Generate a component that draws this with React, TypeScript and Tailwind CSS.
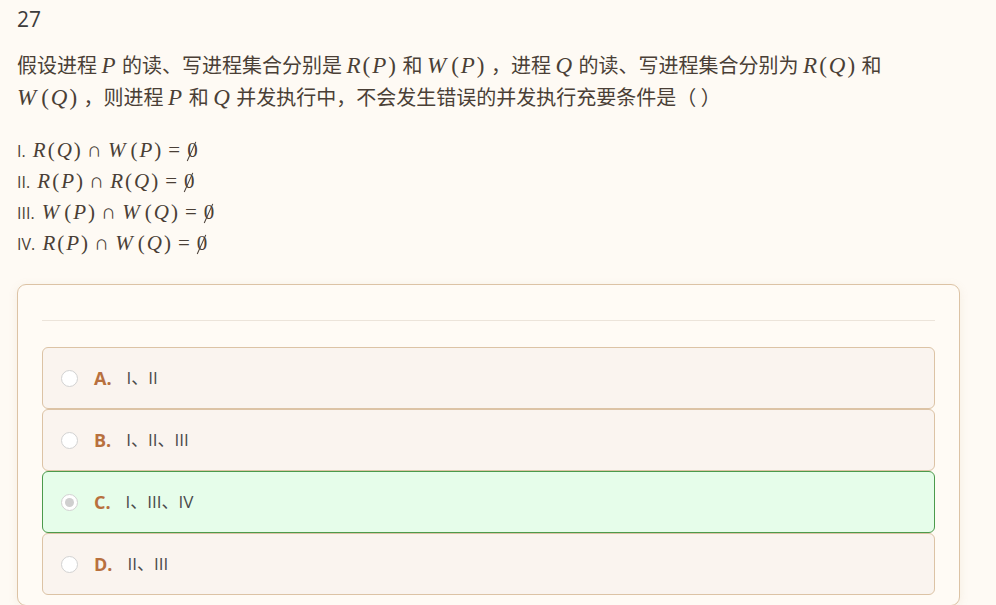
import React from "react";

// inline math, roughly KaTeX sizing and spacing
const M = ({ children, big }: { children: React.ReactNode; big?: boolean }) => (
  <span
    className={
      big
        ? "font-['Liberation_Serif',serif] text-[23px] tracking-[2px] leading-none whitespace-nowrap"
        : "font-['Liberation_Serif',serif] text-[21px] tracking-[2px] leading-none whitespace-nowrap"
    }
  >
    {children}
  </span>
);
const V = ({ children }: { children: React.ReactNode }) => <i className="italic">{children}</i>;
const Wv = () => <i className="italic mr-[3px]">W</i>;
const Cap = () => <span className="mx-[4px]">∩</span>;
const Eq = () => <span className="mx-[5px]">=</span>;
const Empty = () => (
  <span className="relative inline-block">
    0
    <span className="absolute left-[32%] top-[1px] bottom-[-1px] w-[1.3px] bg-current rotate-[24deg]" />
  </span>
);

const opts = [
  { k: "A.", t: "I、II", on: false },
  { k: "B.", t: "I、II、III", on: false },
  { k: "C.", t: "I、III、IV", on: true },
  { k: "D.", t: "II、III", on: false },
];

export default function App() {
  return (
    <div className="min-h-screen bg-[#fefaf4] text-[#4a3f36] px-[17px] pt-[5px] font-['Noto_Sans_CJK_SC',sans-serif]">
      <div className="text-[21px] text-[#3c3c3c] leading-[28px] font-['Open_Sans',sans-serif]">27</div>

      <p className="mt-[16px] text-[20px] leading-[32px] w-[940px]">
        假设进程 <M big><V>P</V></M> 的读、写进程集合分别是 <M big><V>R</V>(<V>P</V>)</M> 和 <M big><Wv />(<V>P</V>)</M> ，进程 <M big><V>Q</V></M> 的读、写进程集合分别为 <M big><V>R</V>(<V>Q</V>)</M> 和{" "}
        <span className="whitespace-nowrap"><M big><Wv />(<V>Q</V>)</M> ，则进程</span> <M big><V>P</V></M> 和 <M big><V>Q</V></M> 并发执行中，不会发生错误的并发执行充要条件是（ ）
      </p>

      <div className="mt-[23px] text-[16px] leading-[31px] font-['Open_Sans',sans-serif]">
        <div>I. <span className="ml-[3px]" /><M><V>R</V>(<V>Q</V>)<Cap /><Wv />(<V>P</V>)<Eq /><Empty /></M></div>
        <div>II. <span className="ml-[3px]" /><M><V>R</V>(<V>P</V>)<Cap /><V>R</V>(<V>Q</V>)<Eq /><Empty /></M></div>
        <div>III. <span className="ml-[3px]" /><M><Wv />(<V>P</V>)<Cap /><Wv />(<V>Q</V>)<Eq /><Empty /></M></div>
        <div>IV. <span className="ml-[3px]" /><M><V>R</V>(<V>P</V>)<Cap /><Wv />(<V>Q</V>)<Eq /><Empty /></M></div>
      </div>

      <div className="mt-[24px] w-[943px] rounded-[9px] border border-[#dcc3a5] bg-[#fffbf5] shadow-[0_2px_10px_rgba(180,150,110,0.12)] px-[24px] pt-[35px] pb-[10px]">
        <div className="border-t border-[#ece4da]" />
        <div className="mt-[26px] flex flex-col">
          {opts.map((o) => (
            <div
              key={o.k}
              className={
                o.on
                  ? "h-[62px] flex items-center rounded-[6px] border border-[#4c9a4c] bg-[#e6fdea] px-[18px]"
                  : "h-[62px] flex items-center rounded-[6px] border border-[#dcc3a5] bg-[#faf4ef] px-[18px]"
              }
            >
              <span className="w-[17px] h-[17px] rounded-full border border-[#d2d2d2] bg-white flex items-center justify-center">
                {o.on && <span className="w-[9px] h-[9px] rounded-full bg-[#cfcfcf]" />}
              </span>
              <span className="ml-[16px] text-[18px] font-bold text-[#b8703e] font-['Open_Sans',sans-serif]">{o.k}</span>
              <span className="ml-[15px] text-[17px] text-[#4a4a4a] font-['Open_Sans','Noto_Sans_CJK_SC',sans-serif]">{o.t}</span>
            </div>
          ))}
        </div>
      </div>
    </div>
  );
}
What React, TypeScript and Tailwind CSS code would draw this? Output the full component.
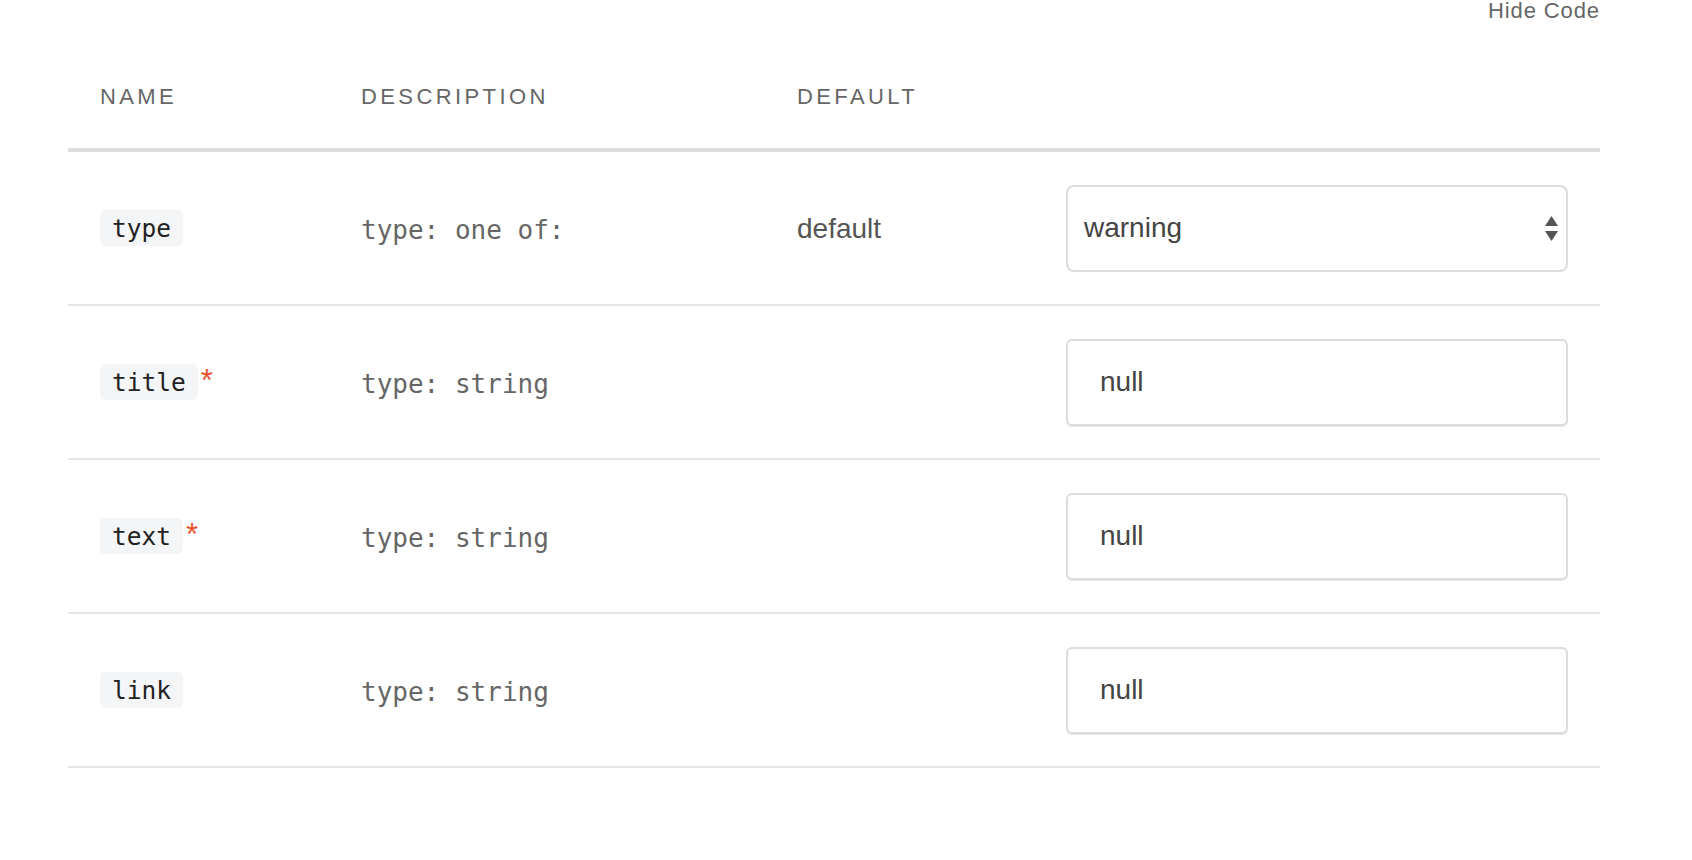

* * *

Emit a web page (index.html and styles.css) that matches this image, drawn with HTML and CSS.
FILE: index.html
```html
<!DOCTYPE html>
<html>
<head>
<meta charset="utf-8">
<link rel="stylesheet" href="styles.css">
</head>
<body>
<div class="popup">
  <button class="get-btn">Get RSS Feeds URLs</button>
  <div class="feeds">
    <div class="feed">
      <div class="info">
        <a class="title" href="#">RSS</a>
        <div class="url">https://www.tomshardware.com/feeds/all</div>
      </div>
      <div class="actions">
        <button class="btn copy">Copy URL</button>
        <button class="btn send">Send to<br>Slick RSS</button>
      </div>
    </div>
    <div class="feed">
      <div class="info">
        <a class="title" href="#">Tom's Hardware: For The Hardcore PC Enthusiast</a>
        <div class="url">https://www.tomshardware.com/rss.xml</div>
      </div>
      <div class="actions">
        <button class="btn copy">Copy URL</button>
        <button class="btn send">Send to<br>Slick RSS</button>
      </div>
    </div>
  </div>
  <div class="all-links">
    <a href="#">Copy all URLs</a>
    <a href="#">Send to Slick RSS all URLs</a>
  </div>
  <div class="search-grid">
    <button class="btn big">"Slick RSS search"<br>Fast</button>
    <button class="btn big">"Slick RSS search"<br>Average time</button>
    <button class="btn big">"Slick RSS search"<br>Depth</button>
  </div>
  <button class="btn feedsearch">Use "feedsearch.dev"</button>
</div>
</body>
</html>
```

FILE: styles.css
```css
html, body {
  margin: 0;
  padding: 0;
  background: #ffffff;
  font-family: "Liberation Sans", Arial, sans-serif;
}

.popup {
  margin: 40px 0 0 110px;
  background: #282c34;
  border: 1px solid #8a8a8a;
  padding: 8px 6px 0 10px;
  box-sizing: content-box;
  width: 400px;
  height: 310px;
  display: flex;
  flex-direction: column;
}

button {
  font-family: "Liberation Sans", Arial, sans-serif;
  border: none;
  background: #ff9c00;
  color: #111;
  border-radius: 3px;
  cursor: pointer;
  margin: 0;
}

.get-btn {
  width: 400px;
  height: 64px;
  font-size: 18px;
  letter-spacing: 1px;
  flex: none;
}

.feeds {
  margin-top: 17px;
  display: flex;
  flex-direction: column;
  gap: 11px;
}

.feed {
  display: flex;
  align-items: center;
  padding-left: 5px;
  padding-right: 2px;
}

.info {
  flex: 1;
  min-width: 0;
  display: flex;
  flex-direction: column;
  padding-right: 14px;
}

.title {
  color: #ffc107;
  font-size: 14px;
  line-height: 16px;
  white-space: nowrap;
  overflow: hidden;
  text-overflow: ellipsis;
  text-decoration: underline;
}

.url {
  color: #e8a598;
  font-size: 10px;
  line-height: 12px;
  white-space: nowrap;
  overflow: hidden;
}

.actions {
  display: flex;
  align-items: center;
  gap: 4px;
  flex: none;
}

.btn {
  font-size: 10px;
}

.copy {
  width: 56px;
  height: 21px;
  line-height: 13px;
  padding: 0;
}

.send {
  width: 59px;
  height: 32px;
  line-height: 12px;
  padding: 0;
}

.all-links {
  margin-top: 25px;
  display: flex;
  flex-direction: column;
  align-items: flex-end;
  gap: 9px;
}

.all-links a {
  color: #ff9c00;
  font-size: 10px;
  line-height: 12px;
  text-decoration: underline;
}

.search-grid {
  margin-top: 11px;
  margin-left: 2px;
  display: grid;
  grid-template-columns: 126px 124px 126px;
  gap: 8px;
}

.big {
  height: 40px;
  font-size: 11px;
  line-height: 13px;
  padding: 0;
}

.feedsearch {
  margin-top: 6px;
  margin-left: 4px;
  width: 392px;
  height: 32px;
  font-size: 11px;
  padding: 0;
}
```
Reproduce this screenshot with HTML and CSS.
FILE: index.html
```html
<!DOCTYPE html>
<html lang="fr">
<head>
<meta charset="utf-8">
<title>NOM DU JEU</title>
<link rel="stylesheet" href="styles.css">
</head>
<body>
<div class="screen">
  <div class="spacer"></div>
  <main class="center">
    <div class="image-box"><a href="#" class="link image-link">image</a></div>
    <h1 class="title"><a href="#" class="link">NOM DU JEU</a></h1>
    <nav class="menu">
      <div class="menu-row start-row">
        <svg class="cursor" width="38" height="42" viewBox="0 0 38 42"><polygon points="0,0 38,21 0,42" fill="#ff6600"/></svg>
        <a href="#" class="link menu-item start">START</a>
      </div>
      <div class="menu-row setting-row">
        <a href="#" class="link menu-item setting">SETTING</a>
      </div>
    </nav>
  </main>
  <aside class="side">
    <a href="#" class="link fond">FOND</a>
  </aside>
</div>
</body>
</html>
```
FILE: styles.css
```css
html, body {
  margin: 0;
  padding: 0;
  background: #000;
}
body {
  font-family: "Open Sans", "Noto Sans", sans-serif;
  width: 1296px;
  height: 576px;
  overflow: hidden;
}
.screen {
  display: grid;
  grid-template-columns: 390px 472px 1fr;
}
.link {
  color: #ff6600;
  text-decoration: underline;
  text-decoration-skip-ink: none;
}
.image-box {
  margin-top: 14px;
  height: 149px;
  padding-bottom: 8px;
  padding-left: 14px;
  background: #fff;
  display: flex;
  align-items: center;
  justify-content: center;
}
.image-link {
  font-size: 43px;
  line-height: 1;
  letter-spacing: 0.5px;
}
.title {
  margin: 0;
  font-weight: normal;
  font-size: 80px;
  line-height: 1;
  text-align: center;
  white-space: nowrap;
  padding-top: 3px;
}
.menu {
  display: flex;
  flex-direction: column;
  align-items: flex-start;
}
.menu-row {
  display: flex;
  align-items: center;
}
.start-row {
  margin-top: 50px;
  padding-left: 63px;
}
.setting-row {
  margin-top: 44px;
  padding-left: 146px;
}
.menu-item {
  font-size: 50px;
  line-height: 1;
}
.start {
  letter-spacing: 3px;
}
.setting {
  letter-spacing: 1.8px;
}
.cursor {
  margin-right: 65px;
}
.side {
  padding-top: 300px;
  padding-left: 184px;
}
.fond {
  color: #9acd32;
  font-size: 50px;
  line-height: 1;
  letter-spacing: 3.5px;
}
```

--

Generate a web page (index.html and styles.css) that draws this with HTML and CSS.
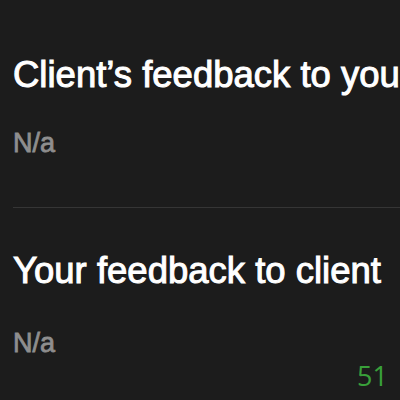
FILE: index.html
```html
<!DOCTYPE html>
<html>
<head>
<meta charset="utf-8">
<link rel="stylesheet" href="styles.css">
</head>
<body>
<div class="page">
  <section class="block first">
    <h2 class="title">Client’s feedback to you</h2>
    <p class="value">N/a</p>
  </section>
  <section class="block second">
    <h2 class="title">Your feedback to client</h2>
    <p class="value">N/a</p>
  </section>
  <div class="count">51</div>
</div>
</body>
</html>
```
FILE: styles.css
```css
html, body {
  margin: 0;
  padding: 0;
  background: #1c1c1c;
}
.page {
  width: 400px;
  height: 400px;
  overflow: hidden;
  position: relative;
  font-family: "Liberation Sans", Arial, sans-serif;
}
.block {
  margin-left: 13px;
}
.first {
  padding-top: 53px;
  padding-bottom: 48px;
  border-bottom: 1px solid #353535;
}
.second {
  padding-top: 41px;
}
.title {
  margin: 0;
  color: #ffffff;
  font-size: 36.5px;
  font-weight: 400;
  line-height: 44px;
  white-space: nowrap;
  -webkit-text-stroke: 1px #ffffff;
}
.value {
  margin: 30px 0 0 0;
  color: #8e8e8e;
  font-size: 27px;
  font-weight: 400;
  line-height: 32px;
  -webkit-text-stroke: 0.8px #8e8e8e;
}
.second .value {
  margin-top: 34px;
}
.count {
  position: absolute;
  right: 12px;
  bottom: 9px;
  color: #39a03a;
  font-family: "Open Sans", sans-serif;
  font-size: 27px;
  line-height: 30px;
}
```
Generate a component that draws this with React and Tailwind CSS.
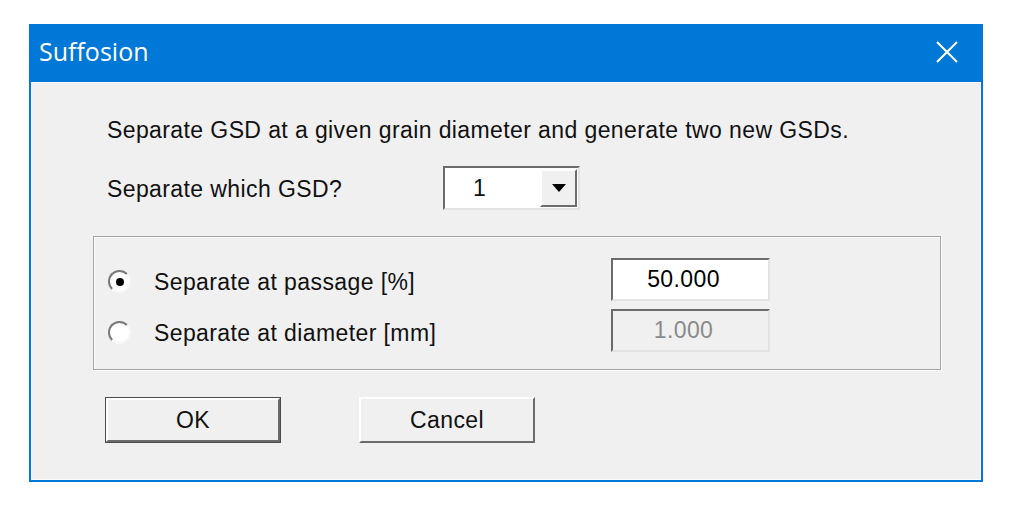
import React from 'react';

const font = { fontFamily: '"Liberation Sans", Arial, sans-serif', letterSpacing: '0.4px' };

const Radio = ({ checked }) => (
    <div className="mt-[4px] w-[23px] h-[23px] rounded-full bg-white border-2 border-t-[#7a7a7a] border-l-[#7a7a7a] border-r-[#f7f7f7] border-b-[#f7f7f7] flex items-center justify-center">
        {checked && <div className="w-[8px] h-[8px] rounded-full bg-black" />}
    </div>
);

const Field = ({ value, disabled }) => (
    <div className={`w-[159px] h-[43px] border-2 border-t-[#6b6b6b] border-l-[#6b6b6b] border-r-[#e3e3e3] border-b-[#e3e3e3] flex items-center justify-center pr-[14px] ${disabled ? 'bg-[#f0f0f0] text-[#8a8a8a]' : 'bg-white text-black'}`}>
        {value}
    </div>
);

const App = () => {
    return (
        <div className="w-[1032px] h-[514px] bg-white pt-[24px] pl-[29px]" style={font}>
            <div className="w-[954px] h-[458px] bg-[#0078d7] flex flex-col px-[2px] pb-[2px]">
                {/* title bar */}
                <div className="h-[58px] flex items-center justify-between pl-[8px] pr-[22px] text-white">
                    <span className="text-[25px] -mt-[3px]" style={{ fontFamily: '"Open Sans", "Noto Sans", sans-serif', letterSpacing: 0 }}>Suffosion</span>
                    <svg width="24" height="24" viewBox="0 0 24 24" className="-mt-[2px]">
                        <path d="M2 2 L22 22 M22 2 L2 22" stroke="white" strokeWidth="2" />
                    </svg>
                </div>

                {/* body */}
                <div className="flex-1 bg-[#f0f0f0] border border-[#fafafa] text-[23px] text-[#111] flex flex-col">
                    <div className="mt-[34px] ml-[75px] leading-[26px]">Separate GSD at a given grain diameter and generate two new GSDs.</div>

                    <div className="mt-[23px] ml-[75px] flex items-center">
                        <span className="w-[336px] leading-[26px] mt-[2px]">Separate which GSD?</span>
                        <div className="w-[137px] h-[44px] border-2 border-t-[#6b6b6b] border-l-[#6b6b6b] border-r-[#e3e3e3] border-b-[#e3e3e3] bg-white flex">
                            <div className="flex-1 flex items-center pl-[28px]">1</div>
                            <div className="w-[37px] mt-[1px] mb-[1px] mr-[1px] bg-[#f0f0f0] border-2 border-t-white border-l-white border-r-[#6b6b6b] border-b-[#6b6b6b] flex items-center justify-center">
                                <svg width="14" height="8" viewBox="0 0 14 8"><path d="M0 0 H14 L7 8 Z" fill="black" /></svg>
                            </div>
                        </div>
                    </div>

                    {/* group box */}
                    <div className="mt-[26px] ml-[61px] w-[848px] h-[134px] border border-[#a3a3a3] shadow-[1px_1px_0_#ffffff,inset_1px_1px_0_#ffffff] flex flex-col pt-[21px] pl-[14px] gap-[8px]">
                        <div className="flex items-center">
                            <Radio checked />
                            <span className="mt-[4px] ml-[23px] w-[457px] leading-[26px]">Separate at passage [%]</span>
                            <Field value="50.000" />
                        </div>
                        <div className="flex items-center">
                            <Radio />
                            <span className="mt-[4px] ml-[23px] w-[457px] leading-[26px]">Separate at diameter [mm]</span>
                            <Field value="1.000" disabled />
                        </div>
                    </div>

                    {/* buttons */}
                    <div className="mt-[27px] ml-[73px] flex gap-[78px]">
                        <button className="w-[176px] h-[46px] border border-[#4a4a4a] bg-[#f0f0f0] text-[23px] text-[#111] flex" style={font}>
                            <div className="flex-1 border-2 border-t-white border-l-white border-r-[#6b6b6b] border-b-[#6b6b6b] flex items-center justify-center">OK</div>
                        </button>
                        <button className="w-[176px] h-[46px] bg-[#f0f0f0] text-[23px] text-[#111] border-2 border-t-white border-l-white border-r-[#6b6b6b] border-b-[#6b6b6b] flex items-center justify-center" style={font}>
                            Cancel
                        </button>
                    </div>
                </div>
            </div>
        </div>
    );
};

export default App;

GIVEN TASK:
Can you give again only the lines between the one containing "Generate a component that draws this with React and" and the one containing "sans-serif', letterSpacing: '0.4px'", counting both, exactly as they appear and without any pictures?

EXERCISE OUTPUT:
Generate a component that draws this with React and Tailwind CSS.
import React from 'react';

const font = { fontFamily: '"Liberation Sans", Arial, sans-serif', letterSpacing: '0.4px' };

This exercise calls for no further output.